Knowing when a customer is going to jump ship is crucial to catching them before they do. That is according to Suben Moodley of marketing insights company, Knowledge Factory. He was speaking at the recent SAS Forum on business intelligence in Johannesburg.
"Knowing whether or not a customer is going to take his business elsewhere is critical as this allows a company to act fast in order to retain this business. This knowledge can only be achieved using sophisticated analytical software so any customer strategy has to be data-driven," says Moodley.
He cited an example of an organisation whose customer retention strategy was based on assumption. It believed that if it retained a customer for a year, that person would remain a customer for life.
The organisation was shocked to discover, following a churn modelling exercise, that in reality, customers of between one and three years had the highest propensity (32%) to move to the competition.
Using analytics to identify customers who will churn, enables companies to implement marketing strategies to change this behaviour. Called churn modelling, it is now used extensively by businesses with customer data.
"Many companies today are battling to deal with churn. Using good technology, churn modelling can lead to excellent returns," says Moodley.
The first step is to define churn properly. Voluntary churn is when a customer decides not to do business with a company any longer, and goes to a competitor. Involuntary churn happens when an organisation decides not to do business with a customer, usually because of a poor payment history. There is also expected churn, for example when customers no longer buy baby food because their babies get teeth.
"Too many organisations lump these together. Clearly defining churn, and when it has occurred, is critical to churn modelling. Measuring churn is easy - defining it is the problem," he explains.
He defines churn as the closure of one account in conjunction with the opening of another for the same product or service, usually at a reduced price or better service.
"Basically, churn is when customers jump ship. Businesses need to construct definitions that are accurate, and tailored to suit their objectives. For example, they may only want to identify high value customers that are about to churn."
Some companies should also enrich their bespoke data with alternative sources, such as geo-spatial information. This would enable them to look at churn rates compared to income groups, for example.
Text mining is also becoming very useful in churn modelling.
"Much of the data in the real world is text, but large volumes of text data go unanalysed," says Moodley.
"Information within text can be converted for use in churn models. Using solutions like SAS Text Miner, we can group similar text information, for example customer discussions recorded by the call centre. When this is filtered into churn models, it can improve predictive performance by up to 50%."

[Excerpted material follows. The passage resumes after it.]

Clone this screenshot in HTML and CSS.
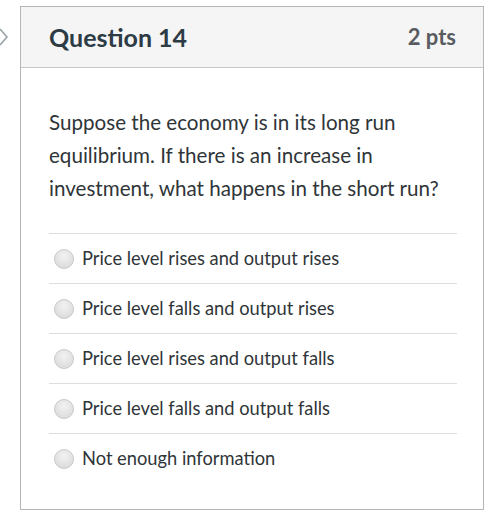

Moodley advises companies with huge numbers of records to build representative samples and mine these.
"This way they minimise processing time and get effective sampling with little or no loss of generality," he says.
He also advises companies to keep tracking population and score shifts to ensure their models remain accurate. "Customers churn because they struggle to see value in the product or service. The business therefore needs to target them to demonstrate value.
"Retention campaigns, however, are costly to roll out to market. Business cannot simply cross fingers and hope they work. It is important that companies use experimental design techniques and test retention campaigns on small samples initially."
To test retention campaigns, Knowledge Factory creates four population coordinates:
* Customers with a high propensity to churn, who receive a mailed communication.
* A random sample who receive the same communication.
* Customers with a high propensity to churn who receive no communication.
* A random sample who receive no communication.
The churn rates of all these groups are then measured to assess the effectiveness of the churn model, and the communication.
Finally, Moodley stresses that sales, marketing and finance must all collaborate to deliver solutions that provide value for the customer, and hence enhanced margins for the business.